Superposition Briefly
It would be great for interpretability purposes if neurons of a neural network could cleanly represent features. Practically, this might be true for some cases, but not always. The problem is that inputs might have a very wide range of features — this is especially true for neural networks like large language models. In response to this, models end up representing more features than they have dimensions. This phenomenon is called superposition.
Let’s say we have a model with N-dimensional activation space. It would be fair to claim that this model can cleanly represent N distinct features in its activation space — mathematically speaking, it can have N orthogonal vectors. But because empirically models might be covering way more features than they have dimensions, the model faces a problem of representing each feature in N-dimensional constrained space.

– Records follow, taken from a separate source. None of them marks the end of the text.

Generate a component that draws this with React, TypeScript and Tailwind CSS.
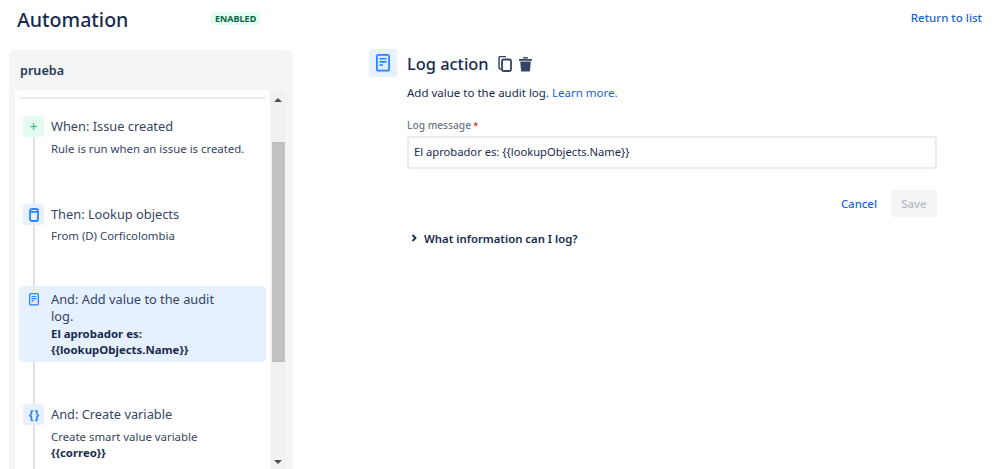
import React from "react";

const LogIcon = ({ size = 14 }: { size?: number }) => (
  <svg width={size} height={size * 1.25} viewBox="0 0 16 20" fill="none">
    <rect x="1" y="1" width="14" height="18" rx="2" fill="#DEEBFF" stroke="#2684FF" strokeWidth="2" />
    <path d="M4 5.5h8M4 9h8M4 12.5h4" stroke="#2684FF" strokeWidth="1.8" />
  </svg>
);

const DbIcon = () => (
  <svg width="10" height="14" viewBox="0 0 10 14" fill="none" stroke="#2684FF" strokeWidth="1.8">
    <rect x="1" y="1" width="8" height="12" rx="2" />
    <path d="M1 3.8h8" />
  </svg>
);

const Tile = ({ className, children }: { className: string; children: React.ReactNode }) => (
  <div className={`w-[21px] h-[21px] rounded-[3px] flex items-center justify-center shrink-0 ${className}`}>{children}</div>
);

const Line = ({ className = "" }: { className?: string }) => <div className={`w-[2px] bg-[#dfe1e6] ${className}`} />;

function Sidebar() {
  return (
    <div className="w-[284px] ml-[9px] mt-[10px] bg-[#f4f5f7] rounded-t-[6px] flex flex-col pl-[6px] pr-2 h-[419px]">
      <div className="h-10 pl-[5px] flex items-center pt-[3px] text-[12.6px] font-semibold text-[#253858]">prueba</div>
      <div className="flex flex-1 min-h-0">
        <div className="w-[256px] bg-white rounded-t-[4px] pl-1 pr-[4px] pt-[7px] overflow-hidden">
          <div className="h-[2px] bg-[#ebecf0]" />
          <div className="pl-1 pt-[17px]">
            <div className="flex gap-[7px] h-[88px]">
              <div className="flex flex-col items-center">
                <Tile className="bg-[#e3fcef] text-[#36b37e] text-[14px] leading-none">+</Tile>
                <Line className="flex-1" />
              </div>
              <div className="text-[#344563]">
                <div className="text-[12.8px] leading-[20px]">When: Issue created</div>
                <div className="text-[11.4px] leading-[16px] mt-[5px]">Rule is run when an issue is created.</div>
              </div>
            </div>
            <div className="flex gap-[7px] h-[82px]">
              <div className="flex flex-col items-center">
                <Tile className="bg-[#e6f0ff]"><DbIcon /></Tile>
                <Line className="flex-1" />
              </div>
              <div className="text-[#344563]">
                <div className="text-[12.8px] leading-[20px]">Then: Lookup objects</div>
                <div className="text-[11.4px] leading-[16px] mt-[4px]">From (D) Corficolombia</div>
              </div>
            </div>
          </div>
          <div className="h-[76px] bg-[#e6f0ff] rounded-[4px] flex gap-[7px] pl-[4px] pr-10 pt-[5px]">
            <div className="w-[21px] flex justify-center pt-[2px] shrink-0"><LogIcon size={10} /></div>
            <div className="text-[#344563]">
              <div className="text-[12.8px] leading-[17px]">And: Add value to the audit log.</div>
              <div className="text-[11.4px] leading-[16px] font-bold text-[#172b4d] mt-[1px]">El aprobador es: {"{{lookupObjects.Name}}"}</div>
            </div>
          </div>
          <div className="pl-1">
            <Line className="h-[42px] ml-[10px]" />
            <div className="flex gap-[7px]">
              <div className="flex flex-col items-center">
                <Tile className="bg-[#e6f0ff] text-[#2684ff] text-[12px] font-bold leading-none tracking-[-1px]">{"{ }"}</Tile>
                <Line className="h-12" />
              </div>
              <div className="text-[#344563]">
                <div className="text-[12.8px] leading-[20px]">And: Create variable</div>
                <div className="text-[11.4px] leading-[16px] mt-[5px]">Create smart value variable</div>
                <div className="text-[11.4px] leading-[16px] font-bold text-[#172b4d]">{"{{correo}}"}</div>
              </div>
            </div>
          </div>
        </div>
        <div className="w-[14px] ml-px bg-[#f1f1f1] flex flex-col items-center">
          <div className="h-[17px] shrink-0 flex items-center justify-center pt-[2px]">
            <div className="w-0 h-0 border-x-[4px] border-x-transparent border-b-[4px] border-b-[#505050]" />
          </div>
          <div className="mt-[35px] h-[220px] w-[13px] bg-[#c1c1c1] shrink-0" />
          <div className="flex-1" />
          <div className="h-[14px] shrink-0 flex items-center justify-center">
            <div className="w-0 h-0 border-x-[4px] border-x-transparent border-t-[4px] border-t-[#505050]" />
          </div>
        </div>
      </div>
    </div>
  );
}

function Editor() {
  return (
    <div className="ml-[76px] mt-[9px] flex gap-[10px] items-start">
      <div className="w-7 h-7 bg-[#e6f0ff] rounded-[3px] flex items-center justify-center shrink-0">
        <LogIcon size={14} />
      </div>
      <div className="w-[530px]">
        <div className="h-[28px] flex items-center pt-px">
          <span className="text-[16.4px] font-medium text-[#172b4d] leading-[28px]">Log action</span>
          <svg className="ml-[9px]" width="14" height="16" viewBox="0 0 14 16" fill="none" stroke="#344563" strokeWidth="1.5">
            <path d="M3 13H2.5A1.5 1.5 0 0 1 1 11.5V2a1.5 1.5 0 0 1 1.5-1.5H8" />
            <rect x="4" y="3.5" width="9" height="11.5" rx="1.5" strokeWidth="1.8" />
          </svg>
          <svg className="ml-[6px]" width="15" height="16" viewBox="0 0 15 16" fill="#344563">
            <path d="M1 3h13v1.8H1zM5.5 1h4l.7 1.5H4.8zM2.2 5.6h10.6l-.8 9a1 1 0 0 1-1 .9H4a1 1 0 0 1-1-.9z" />
          </svg>
        </div>
        <p className="text-[11.5px] leading-4 text-[#172b4d] mt-[8px]">
          Add value to the audit log. <span className="text-[#1a5fd6]">Learn more.</span>
        </p>
        <div className="text-[10.2px] leading-[13px] text-[#6b778c] mt-[18px] font-medium">
          Log message<span className="text-[#bf2600] text-[9px]"> *</span>
        </div>
        <div className="h-[33px] mt-[4px] border-2 border-[#ebecf0] rounded-[3px] flex items-center pl-[5px] text-[11.2px] text-[#172b4d]">
          {"El aprobador es: {{lookupObjects.Name}}"}
        </div>
        <div className="flex justify-end items-center mt-[21px] gap-[14px]">
          <span className="text-[11.4px] font-medium text-[#1a5fd6]">Cancel</span>
          <div className="w-[46px] h-[27px] bg-[#f4f5f7] rounded-[3px] flex items-center justify-center text-[11.4px] font-medium text-[#b3bac5]">Save</div>
        </div>
        <div className="flex items-center mt-[13px] h-4">
          <svg width="7" height="8" viewBox="0 0 7 8" fill="none" stroke="#172b4d" strokeWidth="1.8" className="ml-[4px]">
            <path d="M1.5 1l3 3-3 3" />
          </svg>
          <span className="ml-[6px] text-[11.35px] font-semibold text-[#172b4d]">What information can I log?</span>
        </div>
      </div>
    </div>
  );
}

export default function App() {
  return (
    <div className="w-[999px] h-[469px] bg-white overflow-hidden font-['Noto_Sans','Open_Sans',sans-serif]">
      <header className="h-10 flex items-center pl-[17px] pr-[17px]">
        <h1 className="text-[19.6px] font-medium text-[#172b4d] w-[194px]">Automation</h1>
        <span className="px-[4px] h-[13px] -mt-1 bg-[#e3fcef] rounded-[3px] text-[9px] leading-[13px] font-bold text-[#006644]">ENABLED</span>
        <span className="ml-auto text-[11.5px] font-medium text-[#1a5fd6] -mt-1">Return to list</span>
      </header>
      <div className="flex items-start">
        <Sidebar />
        <Editor />
      </div>
    </div>
  );
}
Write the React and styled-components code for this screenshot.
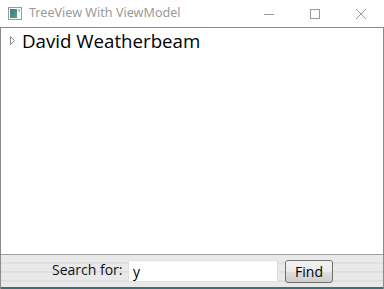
import React from "react";
import styled, { createGlobalStyle } from "styled-components";

const Global = createGlobalStyle`
  html, body { margin: 0; padding: 0; background: #fff; }
  #root { width: 384px; height: 289px; }
`;

const Window = styled.div`
  width: 384px;
  height: 289px;
  display: flex;
  flex-direction: column;
  box-sizing: border-box;
  background: #fff;
  font-family: "Open Sans", "Noto Sans", sans-serif;
  overflow: hidden;
`;

const TitleBar = styled.div`
  height: 27px;
  display: flex;
  align-items: center;
  background: #fff;
  border-bottom: 1px solid #8a8a8a;
`;

const AppIcon = styled.svg`
  margin-left: 8px;
  width: 14px;
  height: 13px;
  flex: none;
`;

const Title = styled.div`
  margin-left: 7px;
  margin-top: -2px;
  font-family: "Noto Sans", sans-serif;
  font-size: 12.6px;
  color: #9a9a9a;
  flex: 1;
`;

const Controls = styled.div`
  display: flex;
  height: 100%;
`;

const CtrlBtn = styled.div`
  width: 46px;
  height: 100%;
  display: flex;
  align-items: center;
  justify-content: center;
`;

const Body = styled.div`
  flex: 1;
  display: flex;
  flex-direction: column;
  border-left: 1px solid #8a8a8a;
  border-right: 1px solid #8a8a8a;
`;

const Tree = styled.div`
  flex: 1;
  padding-top: 1px;
  background: #fff;
  border-bottom: 1px solid #a0a0a0;
`;

const TreeRow = styled.div`
  display: flex;
  align-items: center;
  height: 22px;
`;

const Expander = styled.svg`
  margin-left: 8px;
  width: 7px;
  height: 9px;
  flex: none;
`;

const NodeLabel = styled.span`
  margin-left: 6px;
  font-family: "Open Sans", "Noto Sans", sans-serif;
  font-size: 18.7px;
  color: #000;
`;

const SearchBar = styled.div`
  height: 32px;
  display: flex;
  align-items: center;
  padding-left: 51px;
  background:
    repeating-linear-gradient(
      to bottom,
      #e9e9e9 0px,
      #e9e9e9 7px,
      #dcdcdc 7px,
      #e2e2e2 9px
    );
  border-bottom: 2px solid #3d6f73;
`;

const Label = styled.span`
  font-family: "Open Sans", "Noto Sans", sans-serif;
  font-size: 14px;
  color: #111;
  margin-top: -3px;
  width: 76px;
`;

const Input = styled.div`
  width: 150px;
  height: 22px;
  box-sizing: border-box;
  background: #fff;
  border: 1px solid #e0e0e0;
  display: flex;
  align-items: center;
  padding-left: 4px;
  font-family: "Open Sans", "Noto Sans", sans-serif;
  font-size: 14px;
  color: #000;
`;

const Button = styled.div`
  margin-left: 7px;
  width: 48px;
  height: 23px;
  box-sizing: border-box;
  border: 1px solid #707070;
  border-radius: 3px;
  background: linear-gradient(to bottom, #f2f2f2 0%, #ebebeb 50%, #dddddd 51%, #cfcfcf 100%);
  display: flex;
  align-items: center;
  justify-content: center;
  font-family: "Open Sans", "Noto Sans", sans-serif;
  font-size: 14px;
  color: #000;
`;

export default function App() {
  return (
    <>
      <Global />
      <Window>
        <TitleBar>
          <AppIcon viewBox="0 0 14 13">
            <rect x="0.5" y="0.5" width="13" height="12" fill="#fff" stroke="#9a9a9a" />
            <defs>
              <linearGradient id="ig" x1="0" y1="0" x2="1" y2="1">
                <stop offset="0" stopColor="#3a7a9a" />
                <stop offset="1" stopColor="#4caa6a" />
              </linearGradient>
            </defs>
            <rect x="2" y="2" width="7" height="9" fill="url(#ig)" />
            <rect x="10" y="2" width="2" height="3" fill="#c0c0c0" />
          </AppIcon>
          <Title>TreeView With ViewModel</Title>
          <Controls>
            <CtrlBtn>
              <svg width="10" height="10" viewBox="0 0 10 10">
                <line x1="0" y1="5.5" x2="10" y2="5.5" stroke="#999" strokeWidth="1" />
              </svg>
            </CtrlBtn>
            <CtrlBtn>
              <svg width="10" height="10" viewBox="0 0 10 10">
                <rect x="0.5" y="0.5" width="9" height="9" fill="none" stroke="#999" strokeWidth="1" />
              </svg>
            </CtrlBtn>
            <CtrlBtn>
              <svg width="10" height="10" viewBox="0 0 10 10">
                <path d="M0 0 L10 10 M10 0 L0 10" stroke="#999" strokeWidth="1" />
              </svg>
            </CtrlBtn>
          </Controls>
        </TitleBar>
        <Body>
          <Tree>
            <TreeRow>
              <Expander viewBox="0 0 7 9">
                <path d="M1.5 0.5 L5.5 4.5 L1.5 8.5 Z" fill="#fff" stroke="#8c8c8c" strokeWidth="1" />
              </Expander>
              <NodeLabel>David Weatherbeam</NodeLabel>
            </TreeRow>
          </Tree>
          <SearchBar>
            <Label>Search for:</Label>
            <Input>y</Input>
            <Button>Find</Button>
          </SearchBar>
        </Body>
      </Window>
    </>
  );
}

To address this, models use superposition and represent features in “almost” orthogonal vectors. However, this comes at a cost: interference. Directions will always be interfering with each other to some degree. The reason it works is that generally not all features are active at the same time — in other words, feature activations are often sparse.
We also observe that neurons might be either monosemantic or polysemantic because of superposition. Monosemantic neurons activate for a single feature; polysemantic neurons activate for several unrelated features. When superposed, features are often stored along directions that do not align with the neuron basis — that’s why we observe polysemanticity.
Since directions in the activations might not correspond cleanly to a single feature, we still need to somehow interpret all these messy superposed representations. Sparse Autoencoders (SAEs) address this by learning a dictionary of sparse features across all activation vectors and decomposing the superposed representations into more interpretable components.